Photo: Scan Global Logistics
Top 25 airfreight forwarder Scan Global Logistics (SGL) is expecting a ”highly volatile” end to the year, driven by global trade unpredictability, and will look to cut costs in response.
The company this week reported its second-quarter results, with acquisitions playing a role in its 16.9% increase in revenues to €622m, while earnings before interest and tax (ebit) improved by 16% to €29m, but its overall result for the period was a loss of €30m against a loss of €14m last year.
The company said revenue improvements were driven by organic activity in Asia and Europe, the Middle East and Africa, as well as recent acquisitions.
The improvement in ebit was down to lower special item costs and gains driven by front-loading of volumes ahead of the implementation of US tariffs.
Overall profit performance was hit by a 26% increase in staff numbers as a result of acquisitions, and a €38m increase in financial items caused by exchange rate changes.
SGL added that margins came under pressure from a competitive market environment, industry consolidation and fluctuating demand due to the US tariff situation and geopolitical turmoil.

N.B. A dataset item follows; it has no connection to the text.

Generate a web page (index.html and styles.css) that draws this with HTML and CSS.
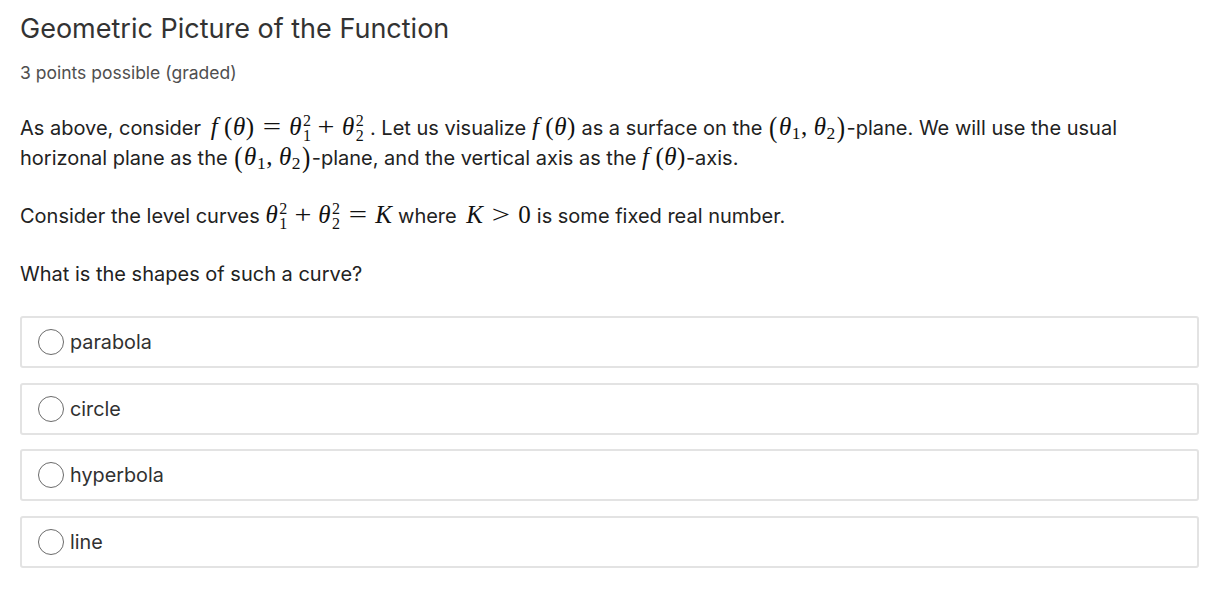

Looking at its airfreight performance, second-quarter volumes were up 15% to 51,936 tonnes. The development was driven by the acquisition of Foppiani (Italy) in June 2024 and some organic growth.
Outlook
Looking ahead, the company expects a volatile end to the year. SGL said that fluctuating freight rates have triggered rapid shifts between transport modes, especially driven by uncertainty regarding US tariffs.
Meanwhile, front-loading in the second quarter is expected to dampen demand in the third and fourth quarter, adding further uncertainty.
There is also ongoing unrest in the Red Sea and persistent geopolitical tensions that continue to disrupt global supply chains and intensified competition following industry consolidation.
”These factors mean that we enter the second half of the year with an outlook for highly volatile and unpredictable demand and continued margin pressure,” global chief executive Allan Melgaard said.
”Our task will be to maintain agility in our operations, leverage our scalable platform, and respond quickly to changing customer needs – while keeping our long-term strategic course on track.”
He added: ”With a strong pipeline, a growing global presence, and dedicated teams across markets, I am confident that, even in a more challenging macroeconomic environment, we are well positioned to deliver on our strategy and create value for customers, employees, and shareholders alike.”
Cost savings
The forwarder also warned that it would embark on cost-saving activities to tackle the current market volatility.
”We will take relevant measures considering the current market situation and initiate a reduction of our current cost base to mitigate the uncertainties in the market.
”SGL has in recent years remained committed to its strategy and deliberately kept our current staff levels to be able to act agile and to manage the increased complexity of shipments.
“However, the geopolitical turmoil has impacted activity and margins to a larger extent than expected and combined with the uncertain time ahead, various cost-saving initiatives are necessary.”